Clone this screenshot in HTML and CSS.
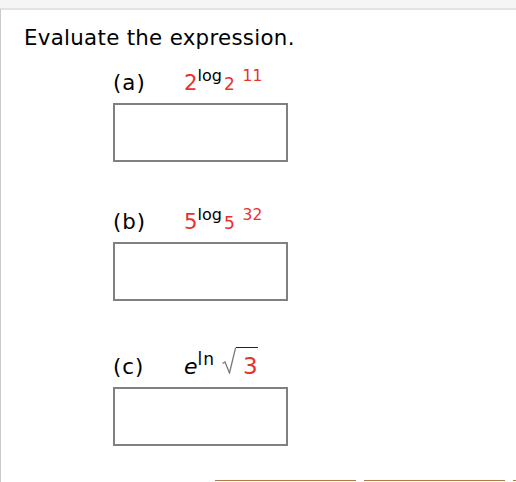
FILE: index.html
```html
<!DOCTYPE html>
<html lang="en">
<head>
<meta charset="utf-8">
<title>Evaluate the expression</title>
<link rel="stylesheet" href="styles.css">
</head>
<body>
<div class="sheet">
  <p class="title">Evaluate the expression.</p>

  <div class="part">
    <div class="row">
      <span class="label">(a)</span>
      <span class="expr"><span class="red">2</span><span class="exp"><span class="fn">log</span><span class="sub red">2</span> <span class="arg red">11</span></span></span>
    </div>
    <input class="answer" type="text" aria-label="answer a">
  </div>

  <div class="part">
    <div class="row">
      <span class="label">(b)</span>
      <span class="expr"><span class="red">5</span><span class="exp"><span class="fn">log</span><span class="sub red">5</span> <span class="arg red">32</span></span></span>
    </div>
    <input class="answer" type="text" aria-label="answer b">
  </div>

  <div class="part part-tall">
    <div class="row">
      <span class="label">(c)</span>
      <span class="expr"><span class="e">e</span><span class="exp"><span class="fn fn-ln">ln</span></span><span class="sqrt"><svg class="radical" width="14" height="27" viewBox="0 0 14 27"><path d="M0.5 16.5 L3 15 L7.5 26 L13.6 0.75" fill="none" stroke="#7a7a7a" stroke-width="1.3"/></svg><span class="radicand red">3</span></span></span>
    </div>
    <input class="answer" type="text" aria-label="answer c">
  </div>

  <div class="actions">
    <div class="btn" role="button" aria-label="Read It"></div>
    <div class="btn" role="button" aria-label="Watch It"></div>
    <div class="btn" role="button" aria-label="Master It"></div>
  </div>
</div>
</body>
</html>
```

FILE: styles.css
```css
html, body {
  margin: 0;
  padding: 0;
  overflow: hidden;
  height: 100%;
}

body {
  background: #f5f5f5;
  font-family: "DejaVu Sans", Verdana, sans-serif;
  color: #000;
  padding-top: 8px;
  box-sizing: border-box;
}

.sheet {
  background: #fff;
  border-top: 2px solid #e2e2e2;
  border-left: 1px solid #cacaca;
  min-height: 100%;
  display: flex;
  flex-direction: column;
  align-items: flex-start;
}

.title {
  margin: 15px 0 0 23px;
  font-size: 21.33px;
  line-height: 26px;
  letter-spacing: 0.3px;
}

.part {
  margin: 19px 0 0 112px;
  display: flex;
  flex-direction: column;
}

.part + .part {
  margin-top: 47px;
}

.part + .part-tall {
  margin-top: 46px;
}

.row {
  display: flex;
  align-items: baseline;
  font-size: 21.33px;
  line-height: 26px;
}

.label {
  width: 71px;
  flex-shrink: 0;
  letter-spacing: 1px;
}

.expr {
  white-space: nowrap;
}

.red {
  color: #e8322a;
}

.exp {
  vertical-align: 9px;
  line-height: 0;
}

.fn {
  font-size: 16px;
  color: #000;
}

.sub {
  font-size: 17px;
  vertical-align: -9px;
  margin-left: 2px;
}

.arg {
  font-size: 15.5px;
  margin-left: 1px;
}

.e {
  font-style: italic;
  font-size: 22px;
}

.fn-ln {
  font-size: 17px;
  letter-spacing: 1px;
}

.sqrt {
  display: inline-flex;
  align-items: baseline;
  margin-left: 7px;
}

.radical {
  display: block;
  flex-shrink: 0;
}

.radicand {
  font-size: 23px;
  line-height: 26px;
  border-top: 1.5px solid #222;
  padding: 5px 0 0 7px;
}

.answer {
  display: block;
  box-sizing: border-box;
  width: 175px;
  height: 59px;
  margin: 7px 0 0;
  padding: 0 6px;
  border: 2px solid #808080;
  border-radius: 0;
  background: #fff;
  font-family: "DejaVu Sans", Verdana, sans-serif;
  font-size: 16px;
  outline: none;
}

.actions {
  display: flex;
  flex-wrap: nowrap;
  gap: 8px;
  margin: 34px 0 0 214px;
}

.btn {
  flex-shrink: 0;
  width: 141px;
  height: 34px;
  border-top: 1px solid #b07a45;
  background: #fff;
}
```
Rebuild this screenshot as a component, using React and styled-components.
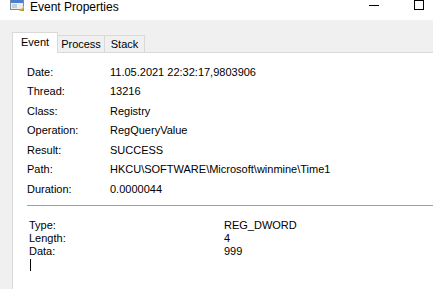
import { Fragment } from "react";
import styled, { createGlobalStyle } from "styled-components";

const GlobalStyle = createGlobalStyle`
  html, body {
    margin: 0;
    padding: 0;
    background: #f0f0f0;
  }
  body {
    font-family: "Liberation Sans", Arial, sans-serif;
    font-size: 11px;
    color: #000;
  }
`;

const Window = styled.div`
  width: 433px;
  height: 289px;
  overflow: hidden;
  background: #f0f0f0;
  display: flex;
  flex-direction: column;
`;

const TitleBar = styled.div`
  height: 20px;
  flex: none;
  background: #fff;
  display: flex;
  align-items: flex-start;
`;

const AppIcon = styled.svg`
  flex: none;
  margin-left: 9px;
  margin-top: -4px;
`;

const Title = styled.span`
  margin-left: 5px;
  font-size: 12px;
  line-height: 15px;
`;

const Controls = styled.div`
  margin-left: auto;
  display: flex;
  align-items: flex-start;
  gap: 35px;
  padding-right: 9px;
`;

const MinGlyph = styled.div`
  width: 10px;
  height: 1px;
  margin-top: 5px;
  background: #000;
`;

const MaxGlyph = styled.div`
  width: 8px;
  height: 8px;
  border: 1px solid #000;
`;

const Body = styled.div`
  flex: 1;
  min-height: 0;
  display: flex;
  flex-direction: column;
  padding: 12px 0 0 12px;
`;

const TabStrip = styled.div`
  display: flex;
  align-items: flex-end;
  height: 20px;
  flex: none;
  position: relative;
  z-index: 1;
`;

const Tab = styled.div`
  box-sizing: border-box;
  width: ${(p) => p.$w}px;
  height: ${(p) => (p.$active ? 21 : 17)}px;
  margin-bottom: ${(p) => (p.$active ? -1 : 0)}px;
  background: ${(p) => (p.$active ? "#fff" : "#f0f0f0")};
  border: 1px solid #d9d9d9;
  border-bottom: none;
  border-left: ${(p) => (p.$first ? "1px solid #d9d9d9" : "none")};
  display: flex;
  align-items: center;
  justify-content: center;
  font-size: 11px;
  padding-bottom: ${(p) => (p.$active ? 3 : 0)}px;
`;

const Panel = styled.div`
  flex: 1;
  background: #fff;
  border: 1px solid #d9d9d9;
  margin-right: -10px;
  margin-bottom: -10px;
  padding-top: 9px;
`;

const Props = styled.div`
  display: grid;
  grid-template-columns: 83px 1fr;
  grid-auto-rows: 19.5px;
  align-items: center;
  padding-left: 14px;
`;

const Separator = styled.div`
  height: 1px;
  background: #a0a0a0;
  margin: 6px 0 0 14px;
`;

const Detail = styled.div`
  display: grid;
  grid-template-columns: 195px 1fr;
  grid-auto-rows: 13px;
  align-items: center;
  padding: 13px 0 0 16px;
`;

const Caret = styled.div`
  width: 1px;
  height: 12px;
  background: #000;
  margin: 1px 0 0 17px;
`;

const props = [
  ["Date:", "11.05.2021 22:32:17,9803906"],
  ["Thread:", "13216"],
  ["Class:", "Registry"],
  ["Operation:", "RegQueryValue"],
  ["Result:", "SUCCESS"],
  ["Path:", "HKCU\\SOFTWARE\\Microsoft\\winmine\\Time1"],
  ["Duration:", "0.0000044"],
];

const details = [
  ["Type:", "REG_DWORD"],
  ["Length:", "4"],
  ["Data:", "999"],
];

export default function App() {
  return (
    <>
      <GlobalStyle />
      <Window>
        <TitleBar>
          <AppIcon width="16" height="16" viewBox="0 0 16 16">
            <rect x="1.5" y="3.5" width="13" height="10" fill="#eeeeee" stroke="#7d8aa3" />
            <rect x="2" y="4" width="12" height="3" fill="#4a7fd0" />
            <rect x="3" y="8" width="5" height="4" fill="#c4ccd9" />
            <path d="M10 15 L15 10 L15 15 Z" fill="#e8b040" />
            <path d="M12 15 L15 12 L15 15 Z" fill="#6ab04c" />
          </AppIcon>
          <Title>Event Properties</Title>
          <Controls>
            <MinGlyph />
            <MaxGlyph />
          </Controls>
        </TitleBar>
        <Body>
          <TabStrip>
            <Tab $active $first $w={46}>Event</Tab>
            <Tab $w={47}>Process</Tab>
            <Tab $w={40}>Stack</Tab>
          </TabStrip>
          <Panel>
            <Props>
              {props.map(([k, v]) => (
                <Fragment key={k}>
                  <span>{k}</span>
                  <span>{v}</span>
                </Fragment>
              ))}
            </Props>
            <Separator />
            <Detail>
              {details.map(([k, v]) => (
                <Fragment key={k}>
                  <span>{k}</span>
                  <span>{v}</span>
                </Fragment>
              ))}
            </Detail>
            <Caret />
          </Panel>
        </Body>
      </Window>
    </>
  );
}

┄┄┄┄┄┄

▸ **Problem to solve**
List each line of the records that holds the string "components".

▸ **Solution below**
Rebuild this screenshot as a component, using React and styled-components.
import styled, { createGlobalStyle } from "styled-components";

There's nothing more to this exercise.